The material loosened by the drilling bit is carried to the surface by the water which is pumped out of the hole through the drilling bit and the drill pipe. As such in order to maintain the water level in the hole upto the ground surface, water is continuously supplied to the drilled hole from the top in the annular space outside the drill pipe. Moreover, the water pumped out of the hole is taken to a settling basin where the cuttings settle down and the clear water is again supplied to the hole.

In this method due to the use of clear water during drilling, a considerable quantity of water seeps into the aquifer and hence a large quantity of water is required. However, the amount of water taken by the aquifers during drilling is an indication of the yield of the well after completion.
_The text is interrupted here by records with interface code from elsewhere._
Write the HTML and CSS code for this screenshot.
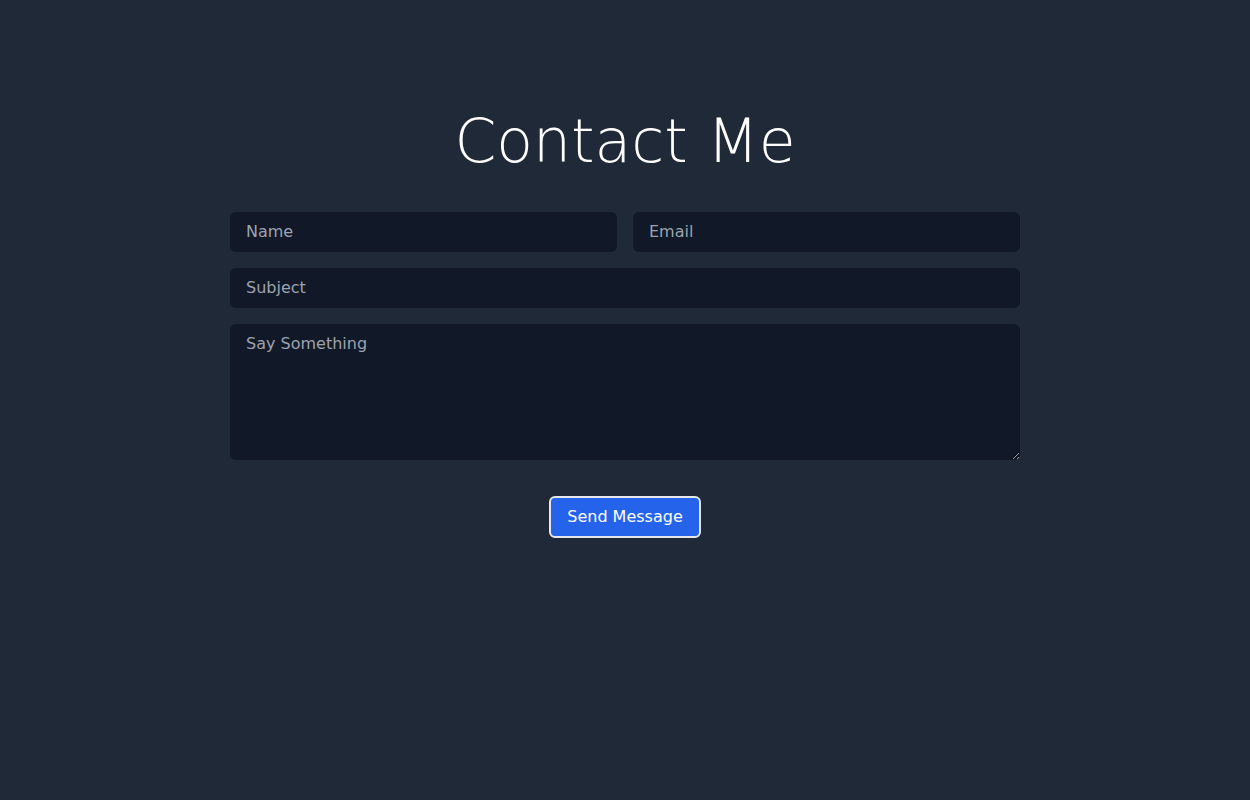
FILE: index.html
```html
<!DOCTYPE html>
<html lang="en">
<head>
<meta charset="utf-8">
<title>Contact Me</title>
<link rel="stylesheet" href="styles.css">
</head>
<body>
<main class="page">
  <h1 class="title">Contact Me</h1>
  <form class="form">
    <div class="row">
      <input class="field" type="text" placeholder="Name">
      <input class="field" type="email" placeholder="Email">
    </div>
    <input class="field" type="text" placeholder="Subject">
    <textarea class="field area" placeholder="Say Something"></textarea>
    <div class="actions">
      <button class="btn" type="button">Send Message</button>
    </div>
  </form>
</main>
</body>
</html>
```

FILE: styles.css
```css
* { box-sizing: border-box; }
html, body {
  margin: 0;
  padding: 0;
  background: #1f2937;
  height: 100%;
}
body {
  font-family: "DejaVu Sans", sans-serif;
  color: #fff;
}
.page {
  display: flex;
  flex-direction: column;
  align-items: center;
  padding-top: 111px;
}
.title {
  margin: 0 0 41px;
  font-size: 60px;
  line-height: 60px;
  font-weight: 200;
  letter-spacing: 0;
}
.form {
  width: 790px;
  display: flex;
  flex-direction: column;
  gap: 16px;
}
.row {
  display: grid;
  grid-template-columns: 1fr 1fr;
  gap: 16px;
}
.field {
  display: block;
  width: 100%;
  height: 40px;
  border: none;
  outline: none;
  border-radius: 6px;
  background: #111827;
  color: #fff;
  font-family: "DejaVu Sans", sans-serif;
  font-size: 16px;
  line-height: 24px;
  padding: 7px 16px 9px;
}
.field::placeholder { color: #9ca3af; }
.area {
  height: 136px;
  padding: 8px 16px;
  resize: vertical;
}
.actions {
  display: flex;
  justify-content: center;
  padding-top: 20px;
}
.btn {
  height: 42px;
  background: #2563eb;
  color: #fff;
  border: 2px solid #e5e7eb;
  border-radius: 6px;
  font-family: "DejaVu Sans", sans-serif;
  font-size: 16px;
  line-height: 24px;
  padding: 0 16px;
  white-space: nowrap;
  cursor: pointer;
}
```
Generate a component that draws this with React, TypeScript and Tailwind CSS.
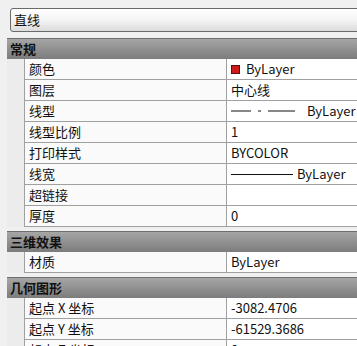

Thus better aquifers need more quantity of water during drilling.

To prevent the caving in of the wall of the hole the pressure head of the water in the hole must be lager than that of the water in the aquifer. As such in general this method is applicable when the water table is about 3 to 4 m below the ground surface so that sufficient pressure head is developed to prevent the caving in of the wall of the hole. However, by using a casing pipe this method can also be used to drill tube wells when the water table is either too high or too low.

Where the water table is close to the surface, by using a casing pipe extending above the ground surface the necessary pressure head may be developed by filling water upto the desired level in the casing pipe. On the other hand, where the water table is deep, a large amount of water filled in the hole may be lost by seepage into the aquifers, which may be minimized by introducing a casing pipe into the hole.

Samples of the formation are collected from the water as it comes up through the drill pipe. When the required depth is reached the drill pipe and the drilling bit are pulled out from the hole. A well pipe assembly comprising strainers and blind pipes at appropriate places is then introduced into the hole and the well is shrouded.